Thursday, June 21, 2007

Anglican split?

Anglican split comes closer as US church rejects demand over gays

source: http://www.guardian.co.uk/religion/Story/0,,2104502,00.html

Stephen Bates Religious affairs correspondent
Saturday June 16, 2007
The Guardian

The impending division of the worldwide Anglican communion came a step closer yesterday as the rift over the way the church deals with homosexuality descended into acrimony.

The US Episcopal church rejected the demands of the rest of the church, headed by Rowan Williams, the Archbishop of Canterbury, that it should fall into line by refusing to conduct blessing services for gay couples or elect more gay bishops and allow disaffected conservative US congregations to have their own leadership.

The rejection of the demands, made by the church's archbishops in Tanzania in February, means there is little chance of the US church meeting the end of September deadline for compliance and will increase the insistence of conservative and evangelical forces in the communion that it should be forced out.

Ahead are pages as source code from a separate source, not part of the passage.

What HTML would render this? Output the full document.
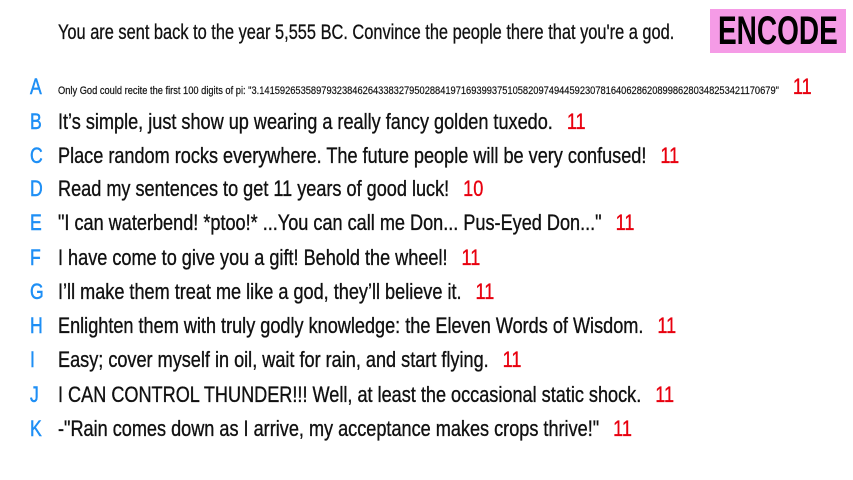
<!DOCTYPE html>
<html><head><style>
body{margin:0;width:853px;height:480px;background:#fff;font-family:"Liberation Sans",sans-serif;color:#111;position:relative;overflow:hidden}
.t{position:absolute;left:58px;top:21px;font-size:21px;white-space:nowrap;transform:scaleX(0.78);transform-origin:left center;-webkit-text-stroke:0.3px #111}
.enc{position:absolute;left:710px;top:9px;width:136px;height:44px;background:#f59be6;overflow:hidden}
.enc span{position:absolute;left:8px;top:0;font-size:40px;font-weight:bold;line-height:44px;color:#000;transform:scaleX(0.7);transform-origin:left center;white-space:nowrap}
.r{position:absolute;left:0;height:30px;line-height:30px;white-space:nowrap;font-size:22px}
.r .l{position:absolute;left:30px;color:#1e8ff5;transform:scaleX(0.8);transform-origin:left center;-webkit-text-stroke:0.5px #1e8ff5}
.r .x{position:absolute;left:58px;transform:scaleX(0.823);transform-origin:left center;-webkit-text-stroke:0.35px #111}
.n{color:#e8000f;margin-left:17px;-webkit-text-stroke:0.35px #e8000f}
.small{font-size:11.3px;-webkit-text-stroke:0.2px #111}
</style></head><body>
<div class="t">You are sent back to the year 5,555 BC. Convince the people there that you're a god.</div>
<div class="enc"><span>ENCODE</span></div>
<div class="r" style="top:72px"><span class="l">A</span><span class="x"><span class="small">Only God could recite the first 100 digits of pi: "3.1415926535897932384626433832795028841971693993751058209749445923078164062862089986280348253421170679"</span><span class="n">11</span></span></div>
<div class="r" style="top:107px"><span class="l">B</span><span class="x">It’s simple, just show up wearing a really fancy golden tuxedo.<span class="n">11</span></span></div>
<div class="r" style="top:141px"><span class="l">C</span><span class="x">Place random rocks everywhere. The future people will be very confused!<span class="n">11</span></span></div>
<div class="r" style="top:174px"><span class="l">D</span><span class="x">Read my sentences to get 11 years of good luck!<span class="n">10</span></span></div>
<div class="r" style="top:208px"><span class="l">E</span><span class="x">"I can waterbend! *ptoo!* ...You can call me Don... Pus-Eyed Don..."<span class="n">11</span></span></div>
<div class="r" style="top:243px"><span class="l">F</span><span class="x">I have come to give you a gift! Behold the wheel!<span class="n">11</span></span></div>
<div class="r" style="top:277px"><span class="l">G</span><span class="x">I’ll make them treat me like a god, they’ll believe it.<span class="n">11</span></span></div>
<div class="r" style="top:311px"><span class="l">H</span><span class="x">Enlighten them with truly godly knowledge: the Eleven Words of Wisdom.<span class="n">11</span></span></div>
<div class="r" style="top:345px"><span class="l">I</span><span class="x">Easy; cover myself in oil, wait for rain, and start flying.<span class="n">11</span></span></div>
<div class="r" style="top:380px"><span class="l">J</span><span class="x">I CAN CONTROL THUNDER!!! Well, at least the occasional static shock.<span class="n">11</span></span></div>
<div class="r" style="top:414px"><span class="l">K</span><span class="x">-"Rain comes down as I arrive, my acceptance makes crops thrive!"<span class="n">11</span></span></div>
</body></html>
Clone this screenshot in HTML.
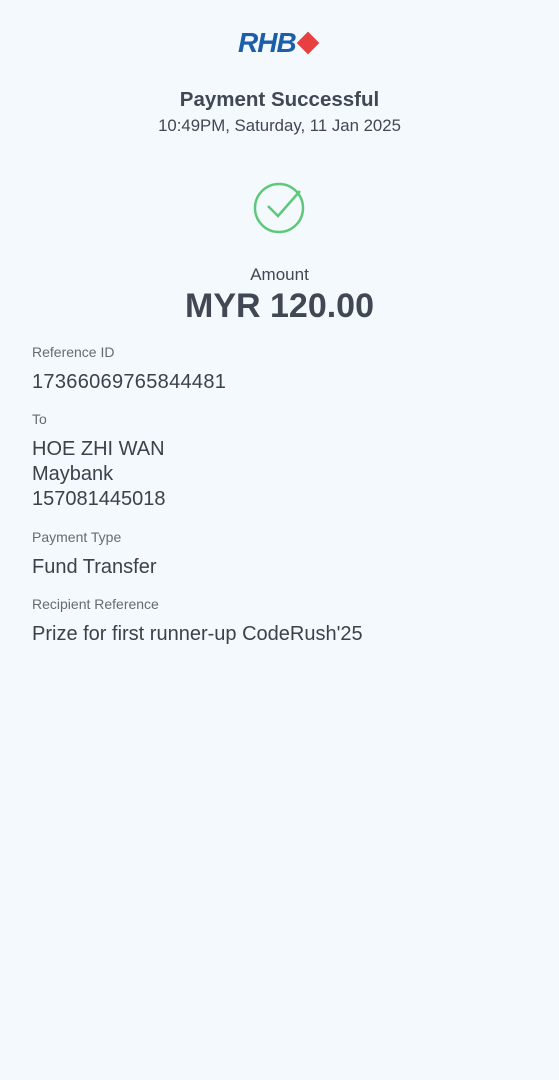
<!DOCTYPE html>
<html><head><meta charset="utf-8"><style>
body{margin:0;width:559px;height:1080px;background:#f3f9fc;font-family:"Liberation Sans",sans-serif;color:#414753;position:relative;overflow:hidden}
.a{position:absolute;white-space:nowrap}
.c{left:0;width:559px;text-align:center}
.l{left:32px;font-size:14px;color:#666b73}
.v{left:32px;font-size:20px;color:#3c414b;line-height:25px}
</style></head><body>
<div class="a" style="left:238px;top:27px;font-size:28px;font-weight:bold;font-style:italic;color:#1b5ea9;letter-spacing:-1px">RHB</div>
<div class="a" style="left:300px;top:35px;width:16px;height:16px;background:#e84040;transform:rotate(45deg)"></div>
<div class="a c" style="top:88px;font-size:20.5px;font-weight:bold">Payment Successful</div>
<div class="a c" style="top:116px;font-size:16.8px">10:49PM, Saturday, 11 Jan 2025</div>
<svg class="a" style="left:240px;top:170px" width="80" height="80"><circle cx="39" cy="38" r="24" fill="none" stroke="#5ec87a" stroke-width="2.5"/><path d="M28 36 L38 46 L60 21" fill="none" stroke="#5ec87a" stroke-width="2.5"/></svg>
<div class="a c" style="top:265px;font-size:17px">Amount</div>
<div class="a c" style="top:287px;font-size:34px;font-weight:bold">MYR 120.00</div>
<div class="a l" style="top:344px">Reference ID</div>
<div class="a v" style="top:370px;letter-spacing:0.3px">17366069765844481</div>
<div class="a l" style="top:411px">To</div>
<div class="a v" style="top:437px">HOE ZHI WAN<br>Maybank<br>157081445018</div>
<div class="a l" style="top:529px">Payment Type</div>
<div class="a v" style="top:555px">Fund Transfer</div>
<div class="a l" style="top:596px">Recipient Reference</div>
<div class="a v" style="top:622px">Prize for first runner-up CodeRush'25</div>
</body></html>
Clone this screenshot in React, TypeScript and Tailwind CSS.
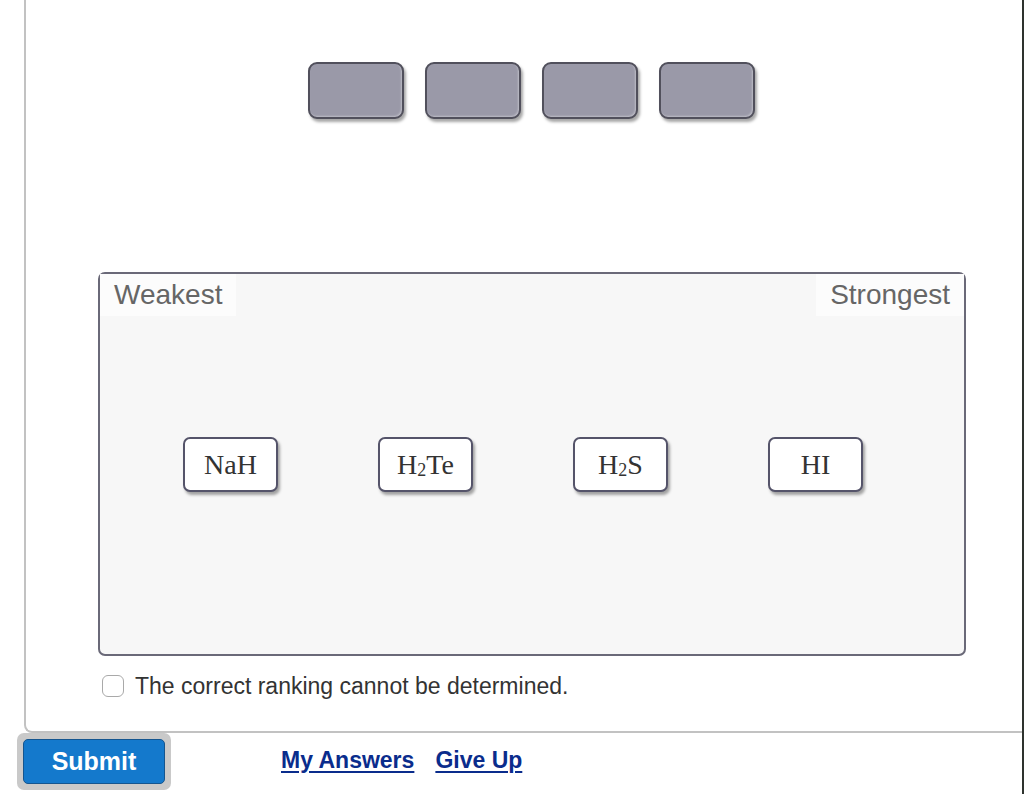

The US church is a small part of the worldwide communion but its financial support underwrites much of Anglicanism's activities.

Dr Williams - currently on sabbatical in Washington - is due to meet the US bishops in New Orleans in mid-September in a last-ditch attempt to prevent the split.

Canon Gregory Cameron, deputy secretary general of the Anglican Communion, who is the church's chief mediator in the crisis, told the Guardian yesterday: "My fear is people are starting to behave less like a world communion and it is becoming more like ecclesiastical chaos."

The rejection came after a four-day meeting of the US church's executive council, in a statement insisting that the leaders of other parts of the communion could not impose deadlines and demands.